§ Task brief: Below are records to repeat exactly. Omit the pictures from the copy.

§ Extracted entries:
--- Begin ---
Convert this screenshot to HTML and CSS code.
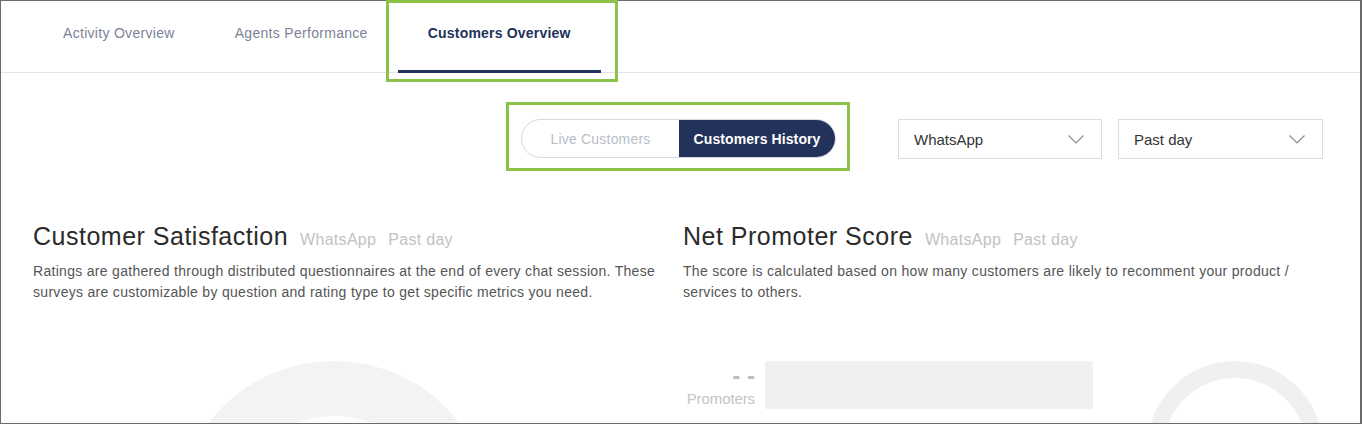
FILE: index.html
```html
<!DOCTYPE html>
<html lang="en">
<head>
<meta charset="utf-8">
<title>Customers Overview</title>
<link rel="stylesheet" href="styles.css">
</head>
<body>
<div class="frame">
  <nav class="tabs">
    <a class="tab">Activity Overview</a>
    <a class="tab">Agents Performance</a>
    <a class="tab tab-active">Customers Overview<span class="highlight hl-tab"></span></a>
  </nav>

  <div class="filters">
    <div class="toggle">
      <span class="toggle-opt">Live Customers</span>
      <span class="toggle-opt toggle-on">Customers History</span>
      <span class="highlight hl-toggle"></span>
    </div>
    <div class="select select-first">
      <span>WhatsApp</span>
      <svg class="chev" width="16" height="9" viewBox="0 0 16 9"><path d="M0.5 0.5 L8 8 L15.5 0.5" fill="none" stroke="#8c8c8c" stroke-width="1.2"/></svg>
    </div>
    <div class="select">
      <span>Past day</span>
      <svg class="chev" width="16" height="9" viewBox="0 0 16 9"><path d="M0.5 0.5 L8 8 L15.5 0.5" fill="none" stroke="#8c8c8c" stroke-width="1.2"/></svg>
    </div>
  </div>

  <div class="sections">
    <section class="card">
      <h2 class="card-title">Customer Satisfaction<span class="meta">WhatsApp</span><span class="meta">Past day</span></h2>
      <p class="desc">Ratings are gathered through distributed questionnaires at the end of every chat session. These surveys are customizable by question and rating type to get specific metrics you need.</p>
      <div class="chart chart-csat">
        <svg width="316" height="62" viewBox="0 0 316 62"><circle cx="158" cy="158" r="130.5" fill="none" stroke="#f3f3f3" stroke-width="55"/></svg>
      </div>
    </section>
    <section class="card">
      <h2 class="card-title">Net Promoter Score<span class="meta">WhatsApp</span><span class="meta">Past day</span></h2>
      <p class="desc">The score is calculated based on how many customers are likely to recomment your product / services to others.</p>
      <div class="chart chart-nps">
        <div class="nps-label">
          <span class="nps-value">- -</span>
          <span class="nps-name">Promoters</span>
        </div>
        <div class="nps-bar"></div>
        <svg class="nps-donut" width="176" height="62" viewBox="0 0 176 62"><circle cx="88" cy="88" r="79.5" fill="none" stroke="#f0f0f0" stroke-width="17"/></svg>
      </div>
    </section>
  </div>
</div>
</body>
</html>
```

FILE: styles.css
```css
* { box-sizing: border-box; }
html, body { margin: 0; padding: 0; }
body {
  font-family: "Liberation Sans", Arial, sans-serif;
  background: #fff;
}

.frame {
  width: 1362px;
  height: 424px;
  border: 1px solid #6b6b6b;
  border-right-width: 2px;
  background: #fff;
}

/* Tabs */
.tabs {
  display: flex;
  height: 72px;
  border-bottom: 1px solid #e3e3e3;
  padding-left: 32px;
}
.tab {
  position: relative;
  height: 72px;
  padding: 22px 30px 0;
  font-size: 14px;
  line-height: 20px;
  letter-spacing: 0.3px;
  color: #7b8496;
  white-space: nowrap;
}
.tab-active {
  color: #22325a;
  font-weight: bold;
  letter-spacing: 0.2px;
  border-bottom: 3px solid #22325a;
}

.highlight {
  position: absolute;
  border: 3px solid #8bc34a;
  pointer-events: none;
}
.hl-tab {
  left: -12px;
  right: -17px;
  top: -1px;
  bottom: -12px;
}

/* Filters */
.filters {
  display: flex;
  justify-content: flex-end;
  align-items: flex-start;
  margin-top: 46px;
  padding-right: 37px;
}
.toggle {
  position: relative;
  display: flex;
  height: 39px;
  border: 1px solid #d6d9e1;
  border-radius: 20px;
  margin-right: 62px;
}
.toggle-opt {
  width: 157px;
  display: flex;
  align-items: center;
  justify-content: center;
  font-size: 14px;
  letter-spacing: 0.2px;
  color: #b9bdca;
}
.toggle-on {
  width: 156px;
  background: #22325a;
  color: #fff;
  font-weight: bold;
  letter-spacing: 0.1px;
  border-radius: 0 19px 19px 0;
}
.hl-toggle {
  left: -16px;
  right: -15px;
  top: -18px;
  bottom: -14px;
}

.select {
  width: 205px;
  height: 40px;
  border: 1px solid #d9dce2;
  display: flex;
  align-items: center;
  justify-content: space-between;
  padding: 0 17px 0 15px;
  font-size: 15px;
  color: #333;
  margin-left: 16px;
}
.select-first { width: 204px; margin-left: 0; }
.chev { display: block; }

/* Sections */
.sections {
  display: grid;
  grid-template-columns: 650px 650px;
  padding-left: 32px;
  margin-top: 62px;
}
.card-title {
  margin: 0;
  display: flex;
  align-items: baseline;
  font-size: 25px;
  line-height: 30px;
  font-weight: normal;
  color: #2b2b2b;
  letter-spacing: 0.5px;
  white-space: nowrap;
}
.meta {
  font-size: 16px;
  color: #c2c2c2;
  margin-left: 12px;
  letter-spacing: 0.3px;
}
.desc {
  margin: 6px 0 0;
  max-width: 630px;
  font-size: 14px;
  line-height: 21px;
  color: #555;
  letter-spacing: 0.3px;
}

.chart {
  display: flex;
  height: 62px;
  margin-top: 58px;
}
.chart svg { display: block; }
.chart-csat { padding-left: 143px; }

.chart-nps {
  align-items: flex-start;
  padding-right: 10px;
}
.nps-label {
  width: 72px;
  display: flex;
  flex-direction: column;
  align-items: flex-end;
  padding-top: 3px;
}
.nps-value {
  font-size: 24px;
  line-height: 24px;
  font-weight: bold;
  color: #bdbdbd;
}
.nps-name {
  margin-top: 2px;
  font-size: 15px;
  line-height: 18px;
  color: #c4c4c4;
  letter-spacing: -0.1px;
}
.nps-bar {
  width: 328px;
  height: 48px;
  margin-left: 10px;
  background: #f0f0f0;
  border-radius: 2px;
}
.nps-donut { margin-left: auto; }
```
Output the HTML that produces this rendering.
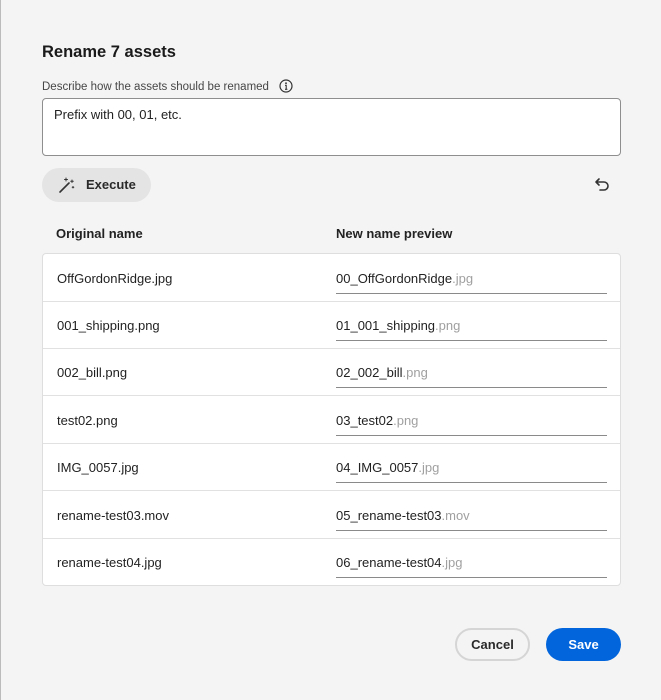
--- End ---
§ Correct response:
Convert this screenshot to HTML and CSS code.
FILE: index.html
```html
<!DOCTYPE html>
<html lang="en">
<head>
<meta charset="utf-8">
<title>Customers Overview</title>
<link rel="stylesheet" href="styles.css">
</head>
<body>
<div class="frame">
  <nav class="tabs">
    <a class="tab">Activity Overview</a>
    <a class="tab">Agents Performance</a>
    <a class="tab tab-active">Customers Overview<span class="highlight hl-tab"></span></a>
  </nav>

  <div class="filters">
    <div class="toggle">
      <span class="toggle-opt">Live Customers</span>
      <span class="toggle-opt toggle-on">Customers History</span>
      <span class="highlight hl-toggle"></span>
    </div>
    <div class="select select-first">
      <span>WhatsApp</span>
      <svg class="chev" width="16" height="9" viewBox="0 0 16 9"><path d="M0.5 0.5 L8 8 L15.5 0.5" fill="none" stroke="#8c8c8c" stroke-width="1.2"/></svg>
    </div>
    <div class="select">
      <span>Past day</span>
      <svg class="chev" width="16" height="9" viewBox="0 0 16 9"><path d="M0.5 0.5 L8 8 L15.5 0.5" fill="none" stroke="#8c8c8c" stroke-width="1.2"/></svg>
    </div>
  </div>

  <div class="sections">
    <section class="card">
      <h2 class="card-title">Customer Satisfaction<span class="meta">WhatsApp</span><span class="meta">Past day</span></h2>
      <p class="desc">Ratings are gathered through distributed questionnaires at the end of every chat session. These surveys are customizable by question and rating type to get specific metrics you need.</p>
      <div class="chart chart-csat">
        <svg width="316" height="62" viewBox="0 0 316 62"><circle cx="158" cy="158" r="130.5" fill="none" stroke="#f3f3f3" stroke-width="55"/></svg>
      </div>
    </section>
    <section class="card">
      <h2 class="card-title">Net Promoter Score<span class="meta">WhatsApp</span><span class="meta">Past day</span></h2>
      <p class="desc">The score is calculated based on how many customers are likely to recomment your product / services to others.</p>
      <div class="chart chart-nps">
        <div class="nps-label">
          <span class="nps-value">- -</span>
          <span class="nps-name">Promoters</span>
        </div>
        <div class="nps-bar"></div>
        <svg class="nps-donut" width="176" height="62" viewBox="0 0 176 62"><circle cx="88" cy="88" r="79.5" fill="none" stroke="#f0f0f0" stroke-width="17"/></svg>
      </div>
    </section>
  </div>
</div>
</body>
</html>
```

FILE: styles.css
```css
* { box-sizing: border-box; }
html, body { margin: 0; padding: 0; }
body {
  font-family: "Liberation Sans", Arial, sans-serif;
  background: #fff;
}

.frame {
  width: 1362px;
  height: 424px;
  border: 1px solid #6b6b6b;
  border-right-width: 2px;
  background: #fff;
}

/* Tabs */
.tabs {
  display: flex;
  height: 72px;
  border-bottom: 1px solid #e3e3e3;
  padding-left: 32px;
}
.tab {
  position: relative;
  height: 72px;
  padding: 22px 30px 0;
  font-size: 14px;
  line-height: 20px;
  letter-spacing: 0.3px;
  color: #7b8496;
  white-space: nowrap;
}
.tab-active {
  color: #22325a;
  font-weight: bold;
  letter-spacing: 0.2px;
  border-bottom: 3px solid #22325a;
}

.highlight {
  position: absolute;
  border: 3px solid #8bc34a;
  pointer-events: none;
}
.hl-tab {
  left: -12px;
  right: -17px;
  top: -1px;
  bottom: -12px;
}

/* Filters */
.filters {
  display: flex;
  justify-content: flex-end;
  align-items: flex-start;
  margin-top: 46px;
  padding-right: 37px;
}
.toggle {
  position: relative;
  display: flex;
  height: 39px;
  border: 1px solid #d6d9e1;
  border-radius: 20px;
  margin-right: 62px;
}
.toggle-opt {
  width: 157px;
  display: flex;
  align-items: center;
  justify-content: center;
  font-size: 14px;
  letter-spacing: 0.2px;
  color: #b9bdca;
}
.toggle-on {
  width: 156px;
  background: #22325a;
  color: #fff;
  font-weight: bold;
  letter-spacing: 0.1px;
  border-radius: 0 19px 19px 0;
}
.hl-toggle {
  left: -16px;
  right: -15px;
  top: -18px;
  bottom: -14px;
}

.select {
  width: 205px;
  height: 40px;
  border: 1px solid #d9dce2;
  display: flex;
  align-items: center;
  justify-content: space-between;
  padding: 0 17px 0 15px;
  font-size: 15px;
  color: #333;
  margin-left: 16px;
}
.select-first { width: 204px; margin-left: 0; }
.chev { display: block; }

/* Sections */
.sections {
  display: grid;
  grid-template-columns: 650px 650px;
  padding-left: 32px;
  margin-top: 62px;
}
.card-title {
  margin: 0;
  display: flex;
  align-items: baseline;
  font-size: 25px;
  line-height: 30px;
  font-weight: normal;
  color: #2b2b2b;
  letter-spacing: 0.5px;
  white-space: nowrap;
}
.meta {
  font-size: 16px;
  color: #c2c2c2;
  margin-left: 12px;
  letter-spacing: 0.3px;
}
.desc {
  margin: 6px 0 0;
  max-width: 630px;
  font-size: 14px;
  line-height: 21px;
  color: #555;
  letter-spacing: 0.3px;
}

.chart {
  display: flex;
  height: 62px;
  margin-top: 58px;
}
.chart svg { display: block; }
.chart-csat { padding-left: 143px; }

.chart-nps {
  align-items: flex-start;
  padding-right: 10px;
}
.nps-label {
  width: 72px;
  display: flex;
  flex-direction: column;
  align-items: flex-end;
  padding-top: 3px;
}
.nps-value {
  font-size: 24px;
  line-height: 24px;
  font-weight: bold;
  color: #bdbdbd;
}
.nps-name {
  margin-top: 2px;
  font-size: 15px;
  line-height: 18px;
  color: #c4c4c4;
  letter-spacing: -0.1px;
}
.nps-bar {
  width: 328px;
  height: 48px;
  margin-left: 10px;
  background: #f0f0f0;
  border-radius: 2px;
}
.nps-donut { margin-left: auto; }
```
Output the HTML that produces this rendering.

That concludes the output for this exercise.